Authors: Philippe Auclair
Some of the comments Cantona made to justify his willingness to go along with almost anything strike me as utter – well, utter bullshit, to be frank. I have tried to find words more suited to the gravitas of a biographer, but failed. Here’s one of those comments. ‘Yeah, I acted that moment [at Crystal Palace],’ he said (the bullshit detector is already quavering). ‘It was a drama and I was an actor. I do things seriously, without taking myself seriously’ (it’s now vibrating dangerously). ‘I think Nike found that side of my character and used it very well. Even when I kicked the fan it is because I don’t take myself seriously’ (evacuation orders are issued). ‘I didn’t think because of who I was I had a responsibility not to do it. No, I was just a footballer and a man. I don’t care about being some sort of superior person. I just wanted to do whatever I wanted to do. If I want to kick a fan, I do it’ (the place is now empty). ‘I am not a role model. I am not a superior teacher telling you how to behave. I think the more you see, the more life is a circus.’ Who is the clown?
He also hammed it up as a ringmaster in a Terry Gilliam superproduction that featured jailed’ footballers aboard a prison ship, and not without showing a certain talent for comedy. But he wasn’t merely playing a game. Three years ago, a charity game was organized with the help of Guy Roux between French and German sides, for which Éric was drafted at the last minute. He kindly consented to play, and all went well until he realized he had been given boots from the ‘wrong’ manufacturer – at which point he panicked. Rebellion has its limits.

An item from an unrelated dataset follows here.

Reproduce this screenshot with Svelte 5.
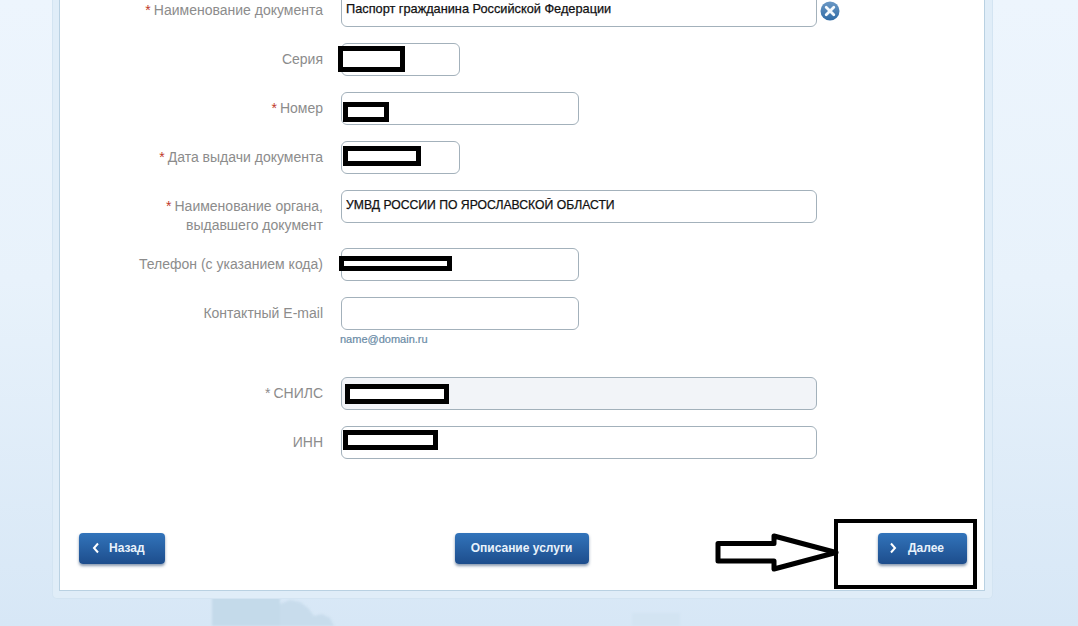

Nike’s exploitation of Éric’s status as an institutional rebel flattered his ego, fed his perception of himself as a messenger (I daren’t say an angel) of freedom. The ‘message’ might have been a universal one
(joga bonito,
play the beautiful game as it should be played, if one forgets about the sickly sentimentalization of Brazilian football that underpins the marketing exercise), but there was no doubt as to who would deliver it: Éric Cantona. When, in 1996, a celebrated ‘Nike stars v The Devil’ ‘super-ad’ was shot at the Coliseum in Rome, it was Éric who dispatched the demon goalkeeper with a perfectly timed ‘
Au revoir’.
To me, if there is a shadow hanging over Éric’s personality, which must lead to uneasy questions about the sincerity of his sincerity, it has to be his self-serving compliance with the agenda set for him by his commercial partners, and his reactions when he felt his interests were threatened by outsiders in this regard, as the independent publisher Ringpull Press found to its cost in 1995.

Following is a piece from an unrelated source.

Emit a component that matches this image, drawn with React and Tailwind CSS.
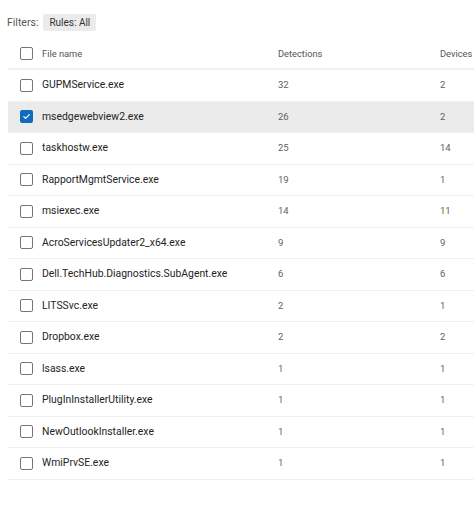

This minuscule company had come up with the idea of collecting Cantona’s best sallies in a volume titled
La Philosophie de Cantona,
gathering the material from a number of public sources, including the English-language version of Éric’s autobiography. The publishers of that book, Headline, had not given their consent, however. Nor had Manchester United, and the owners of Ringpull Press had no choice but to stop the distribution of
La Philosophie,
remove the passages which amounted to a breach of copyright, and add the club’s logo to the book’s cover. The revised edition went into production, with a print run of 30,000 copies. It is at that moment that Éric’s lawyers were instructed to act. His agents objected to the picture of their client used on the dust jacket: a beret and a goatee beard had been added to Cantona’s face. Ringpull had to take its book off the shelves, and the company collapsed.
The relief of scoring.
THE MAN WHO WASN’T THERE: JANUARY–MAY 1996
‘I should have been born English. When I hear “God Save the Queen” it can make me cry, much more than when I hear
“La Marseillaise”.
I feel close to the rebelliousness and vigour of the youth here. Perhaps time will separate us, but nobody can deny that here, behind the windows of Manchester, there is an insane love of football, of celebration and of music.’

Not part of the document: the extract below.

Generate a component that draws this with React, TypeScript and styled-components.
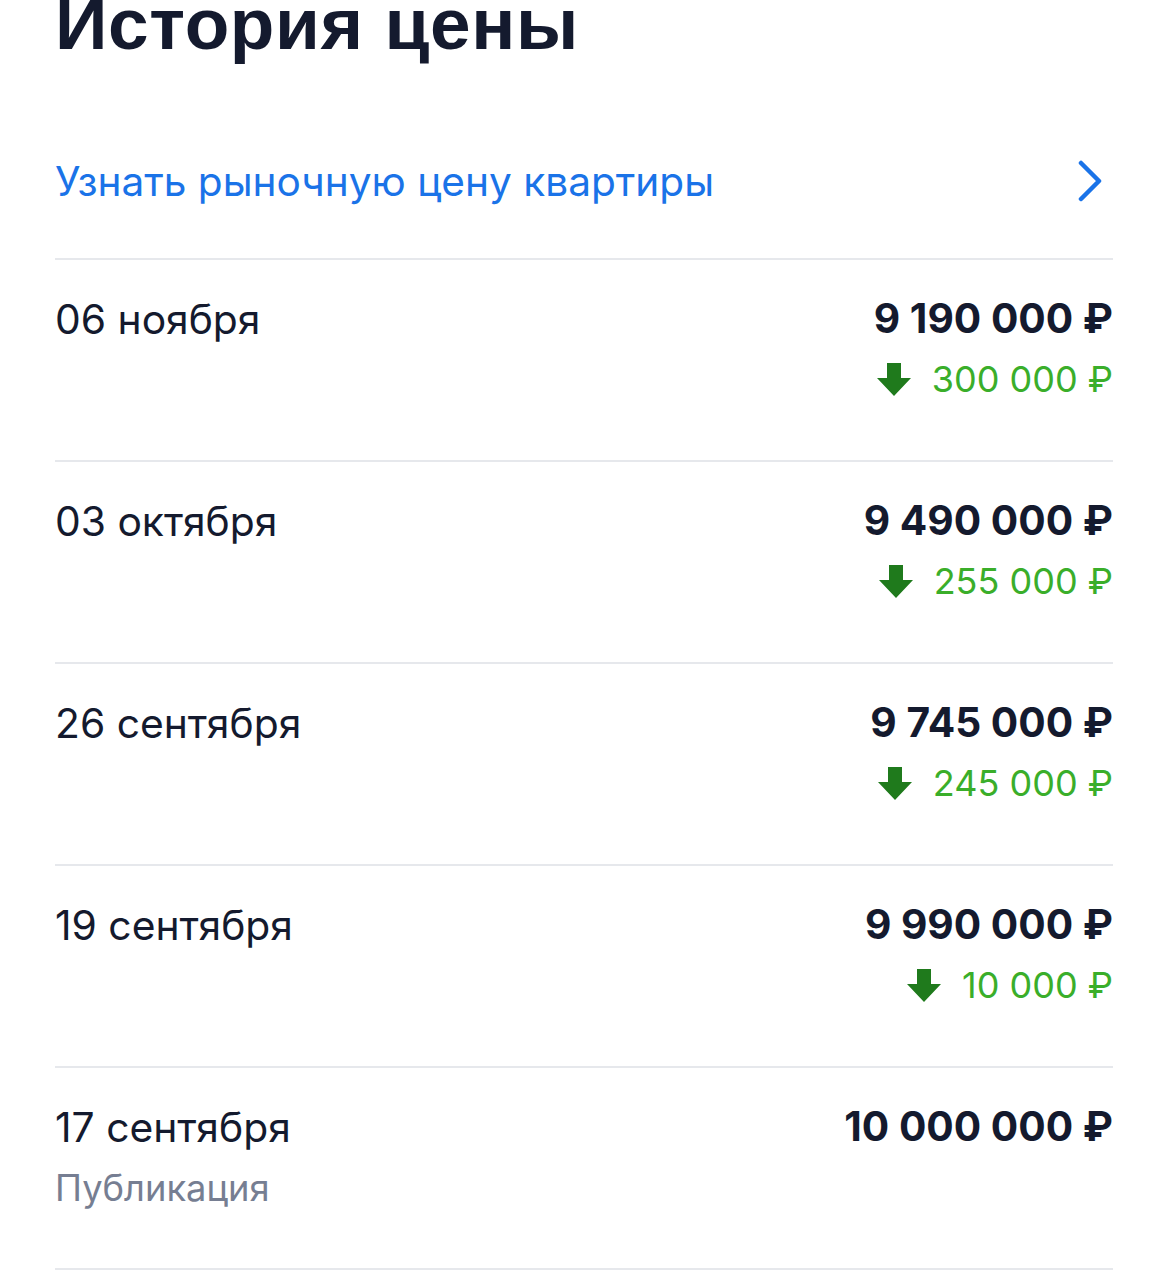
import { createGlobalStyle, styled } from "styled-components"

const GlobalStyle = createGlobalStyle`
  html, body {
    margin: 0;
    padding: 0;
    background: #ffffff;
  }
  body {
    font-family: Inter, "Noto Sans", sans-serif;
    color: #141a2e;
  }
`

interface PriceEntry {
  date: string
  price: string
  drop?: string
  note?: string
}

const history: PriceEntry[] = [
  { date: "06 ноября", price: "9 190 000 ₽", drop: "300 000 ₽" },
  { date: "03 октября", price: "9 490 000 ₽", drop: "255 000 ₽" },
  { date: "26 сентября", price: "9 745 000 ₽", drop: "245 000 ₽" },
  { date: "19 сентября", price: "9 990 000 ₽", drop: "10 000 ₽" },
  { date: "17 сентября", price: "10 000 000 ₽", note: "Публикация" },
]

const Page = styled.div`
  padding: 0 55px;
  overflow: hidden;
`

const Title = styled.h1`
  margin: -20px 0 0;
  font-family: "Liberation Sans", Arial, sans-serif;
  font-weight: 700;
  font-size: 73px;
  line-height: 88px;
  color: #141a2e;
  letter-spacing: 0.6px;
`

const MarketLink = styled.a`
  display: flex;
  align-items: center;
  justify-content: space-between;
  height: 156px;
  margin-top: 36px;
  padding-right: 9px;
  box-sizing: border-box;
  border-bottom: 2px solid #e6e8ec;
  color: #1a73e8;
  font-size: 40.6px;
  text-decoration: none;
  cursor: pointer;
`

const Row = styled.div`
  display: flex;
  justify-content: space-between;
  align-items: flex-start;
  height: 202px;
  padding-top: 33px;
  box-sizing: border-box;
  border-bottom: 2px solid #e6e8ec;
`

const DateCol = styled.div`
  display: flex;
  flex-direction: column;
  gap: 11px;
`

const DateText = styled.div`
  font-size: 40.8px;
  line-height: 52px;
  color: #141a2e;
`

const Note = styled.div`
  font-size: 36.3px;
  line-height: 48px;
  color: #767e92;
`

const PriceCol = styled.div`
  display: flex;
  flex-direction: column;
  align-items: flex-end;
  gap: 8px;
`

const Price = styled.div`
  font-size: 40.7px;
  line-height: 52px;
  font-weight: 700;
  color: #141a2e;
`

const Drop = styled.div`
  display: flex;
  align-items: center;
  gap: 20px;
  font-size: 36px;
  line-height: 52px;
  color: #3aae2a;
`

const DownArrow = () => (
  <svg width="36" height="36" viewBox="0 0 36 36">
    <path d="M11 2h14v15h10L18 35 1 17h10z" fill="#1f7a1c" />
  </svg>
)

const Chevron = () => (
  <svg width="28" height="42" viewBox="0 0 28 42" fill="none">
    <path
      d="M5 3l18 18L5 39"
      stroke="#1a73e8"
      strokeWidth="4.5"
      strokeLinecap="round"
      strokeLinejoin="round"
    />
  </svg>
)

export default function App() {
  return (
    <Page>
      <GlobalStyle />
      <Title>История цены</Title>
      <MarketLink>
        <span>Узнать рыночную цену квартиры</span>
        <Chevron />
      </MarketLink>
      {history.map((entry) => (
        <Row key={entry.date}>
          <DateCol>
            <DateText>{entry.date}</DateText>
            {entry.note && <Note>{entry.note}</Note>}
          </DateCol>
          <PriceCol>
            <Price>{entry.price}</Price>
            {entry.drop && (
              <Drop>
                <DownArrow />
                <span>{entry.drop}</span>
              </Drop>
            )}
          </PriceCol>
        </Row>
      ))}
    </Page>
  )
}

Éric Cantona committed suicide in January 1996 in a Manchester hotel room. But none of the three people present – Éric, Aimé Jacquet and Henri Émile – remembers precisely when the trigger was pulled. Émile’s only recollection is that some time towards the end of that month, a few days before France beat Portugal 3–2 in a friendly, he and the manager of
Les Bleus
made a rare joint visit to England. As Manchester United played (and won 1–0, Éric scoring the winner) at West Ham on the 22nd, and the French were in action forty-eight hours later in Paris, the meeting must have taken place just before the game at Upton Park. But it is impossible to be more precise than that. Jacquet had a proposal for Éric, who hadn’t played for France since he captained the side to a 1–0 defeat of the Netherlands on 18 January 1995, one week before the events at Crystal Palace. The fortunes of the national team had improved significantly in Cantona’s absence. Three of the four Euro qualifiers that had been played before his suspension had ended in goalless draws.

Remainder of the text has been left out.